>> begin Source data
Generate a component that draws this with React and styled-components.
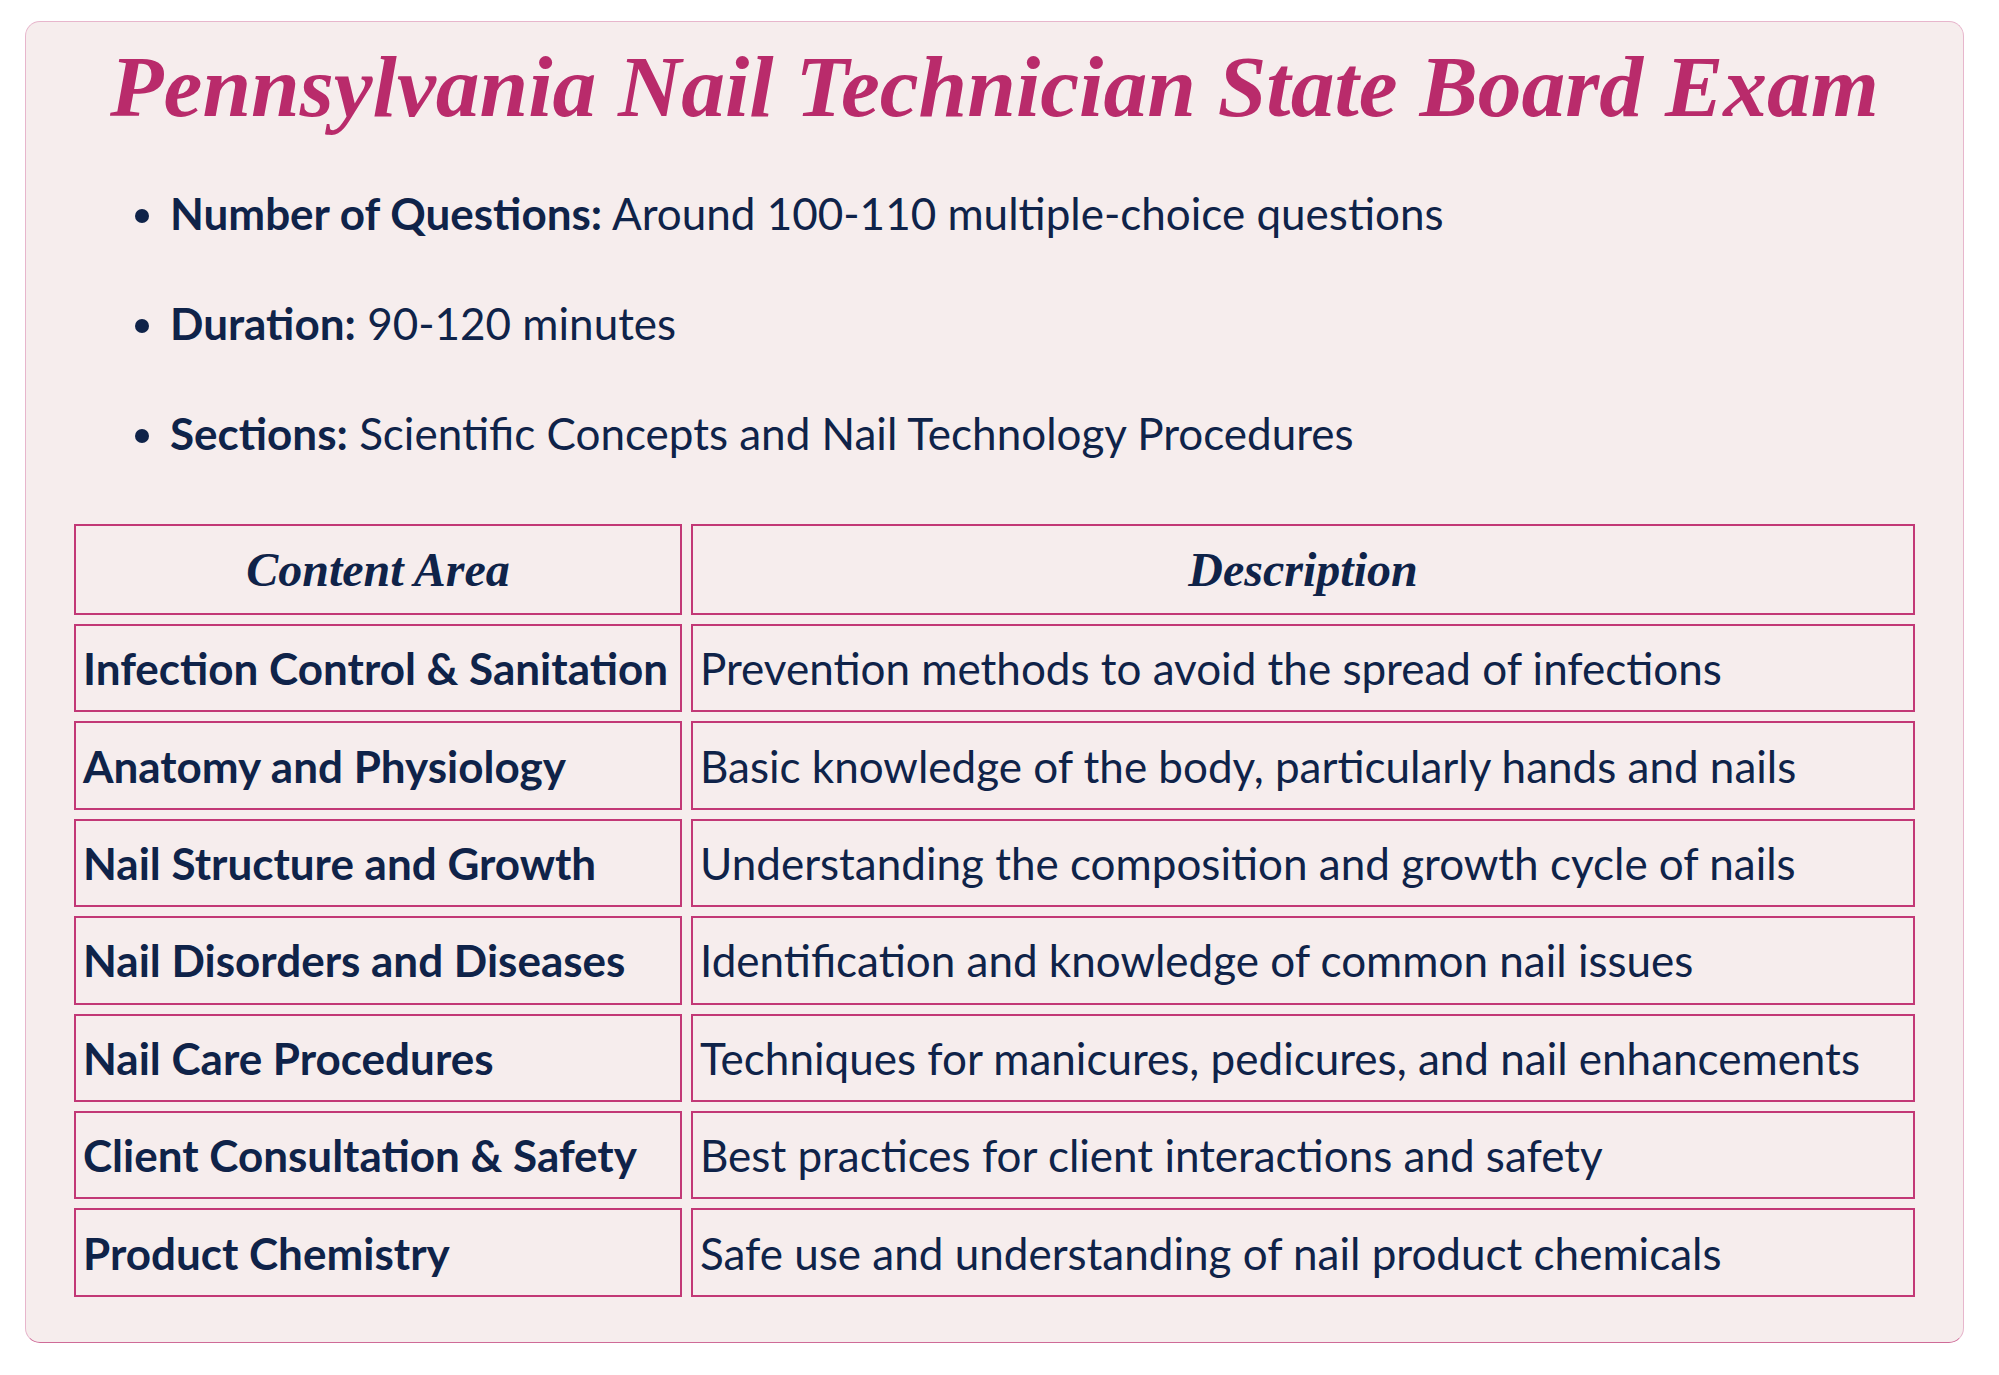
import React from "react";
import styled, { createGlobalStyle } from "styled-components";

const GlobalStyle = createGlobalStyle`
  body {
    margin: 0;
    background: #ffffff;
    font-family: Lato, "Open Sans", sans-serif;
  }
`;

const facts = [
  { label: "Number of Questions:", value: "Around 100-110 multiple-choice questions" },
  { label: "Duration:", value: "90-120 minutes" },
  { label: "Sections:", value: "Scientific Concepts and Nail Technology Procedures" },
];

const rows = [
  ["Infection Control & Sanitation", "Prevention methods to avoid the spread of infections"],
  ["Anatomy and Physiology", "Basic knowledge of the body, particularly hands and nails"],
  ["Nail Structure and Growth", "Understanding the composition and growth cycle of nails"],
  ["Nail Disorders and Diseases", "Identification and knowledge of common nail issues"],
  ["Nail Care Procedures", "Techniques for manicures, pedicures, and nail enhancements"],
  ["Client Consultation & Safety", "Best practices for client interactions and safety"],
  ["Product Chemistry", "Safe use and understanding of nail product chemicals"],
];

const App = () => {
  return (
    <Page>
      <GlobalStyle />
      <Card>
        <Title>Pennsylvania Nail Technician State Board Exam</Title>
        <FactList>
          {facts.map((f) => (
            <Fact key={f.label}>
              <strong>{f.label}</strong> {f.value}
            </Fact>
          ))}
        </FactList>
        <Table>
          <thead>
            <tr>
              <HeadCell>Content Area</HeadCell>
              <HeadCell>Description</HeadCell>
            </tr>
          </thead>
          <tbody>
            {rows.map(([area, desc]) => (
              <tr key={area}>
                <Cell $bold>{area}</Cell>
                <Cell>{desc}</Cell>
              </tr>
            ))}
          </tbody>
        </Table>
      </Card>
    </Page>
  );
};

const Page = styled.div`
  padding: 21px 0 34px 25px;
`;

const Card = styled.div`
  width: 1939px;
  box-sizing: border-box;
  background: #f6eded;
  border: 1.5px solid #e7b6cc;
  border-bottom-color: #cf6b98;
  border-radius: 15px;
  padding: 12px 48px 36px;
`;

const Title = styled.h1`
  margin: 0;
  text-align: center;
  font-family: "Liberation Serif", "DejaVu Serif", serif;
  font-style: italic;
  font-weight: 700;
  font-size: 87.5px;
  line-height: 1.2;
  color: #b92b6b;
`;

const FactList = styled.ul`
  margin: 50px 0 0;
  padding: 0 0 0 96px;
  list-style: disc;
  color: #0f2349;
`;

const Fact = styled.li`
  font-size: 44px;
  line-height: 48px;
  margin-bottom: 62px;

  strong {
    font-weight: 700;
  }
`;

const Table = styled.table`
  border-collapse: separate;
  border-spacing: 9px;
  margin: -4px -9px 0;
  width: calc(100% + 18px);
  color: #0f2349;
  font-family: Lato, sans-serif;
`;

const HeadCell = styled.th`
  border: 2.5px solid #c23876;
  height: 87px;
  padding: 0;
  font-family: "Liberation Serif", "DejaVu Serif", serif;
  font-style: italic;
  font-weight: 700;
  font-size: 48px;
  text-align: center;

  &:first-child {
    width: 604px;
  }
`;

const Cell = styled.td`
  border: 2.5px solid #c23876;
  height: 84.4px;
  padding: 0 7px;
  font-size: 44px;
  font-weight: ${(p) => (p.$bold ? 700 : 400)};
  white-space: nowrap;
`;

export default App;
>> end Source data
All of the data needs repeating exactly, but the pictures do not.

• Output:
Generate a component that draws this with React and styled-components.
import React from "react";
import styled, { createGlobalStyle } from "styled-components";

const GlobalStyle = createGlobalStyle`
  body {
    margin: 0;
    background: #ffffff;
    font-family: Lato, "Open Sans", sans-serif;
  }
`;

const facts = [
  { label: "Number of Questions:", value: "Around 100-110 multiple-choice questions" },
  { label: "Duration:", value: "90-120 minutes" },
  { label: "Sections:", value: "Scientific Concepts and Nail Technology Procedures" },
];

const rows = [
  ["Infection Control & Sanitation", "Prevention methods to avoid the spread of infections"],
  ["Anatomy and Physiology", "Basic knowledge of the body, particularly hands and nails"],
  ["Nail Structure and Growth", "Understanding the composition and growth cycle of nails"],
  ["Nail Disorders and Diseases", "Identification and knowledge of common nail issues"],
  ["Nail Care Procedures", "Techniques for manicures, pedicures, and nail enhancements"],
  ["Client Consultation & Safety", "Best practices for client interactions and safety"],
  ["Product Chemistry", "Safe use and understanding of nail product chemicals"],
];

const App = () => {
  return (
    <Page>
      <GlobalStyle />
      <Card>
        <Title>Pennsylvania Nail Technician State Board Exam</Title>
        <FactList>
          {facts.map((f) => (
            <Fact key={f.label}>
              <strong>{f.label}</strong> {f.value}
            </Fact>
          ))}
        </FactList>
        <Table>
          <thead>
            <tr>
              <HeadCell>Content Area</HeadCell>
              <HeadCell>Description</HeadCell>
            </tr>
          </thead>
          <tbody>
            {rows.map(([area, desc]) => (
              <tr key={area}>
                <Cell $bold>{area}</Cell>
                <Cell>{desc}</Cell>
              </tr>
            ))}
          </tbody>
        </Table>
      </Card>
    </Page>
  );
};

const Page = styled.div`
  padding: 21px 0 34px 25px;
`;

const Card = styled.div`
  width: 1939px;
  box-sizing: border-box;
  background: #f6eded;
  border: 1.5px solid #e7b6cc;
  border-bottom-color: #cf6b98;
  border-radius: 15px;
  padding: 12px 48px 36px;
`;

const Title = styled.h1`
  margin: 0;
  text-align: center;
  font-family: "Liberation Serif", "DejaVu Serif", serif;
  font-style: italic;
  font-weight: 700;
  font-size: 87.5px;
  line-height: 1.2;
  color: #b92b6b;
`;

const FactList = styled.ul`
  margin: 50px 0 0;
  padding: 0 0 0 96px;
  list-style: disc;
  color: #0f2349;
`;

const Fact = styled.li`
  font-size: 44px;
  line-height: 48px;
  margin-bottom: 62px;

  strong {
    font-weight: 700;
  }
`;

const Table = styled.table`
  border-collapse: separate;
  border-spacing: 9px;
  margin: -4px -9px 0;
  width: calc(100% + 18px);
  color: #0f2349;
  font-family: Lato, sans-serif;
`;

const HeadCell = styled.th`
  border: 2.5px solid #c23876;
  height: 87px;
  padding: 0;
  font-family: "Liberation Serif", "DejaVu Serif", serif;
  font-style: italic;
  font-weight: 700;
  font-size: 48px;
  text-align: center;

  &:first-child {
    width: 604px;
  }
`;

const Cell = styled.td`
  border: 2.5px solid #c23876;
  height: 84.4px;
  padding: 0 7px;
  font-size: 44px;
  font-weight: ${(p) => (p.$bold ? 700 : 400)};
  white-space: nowrap;
`;

export default App;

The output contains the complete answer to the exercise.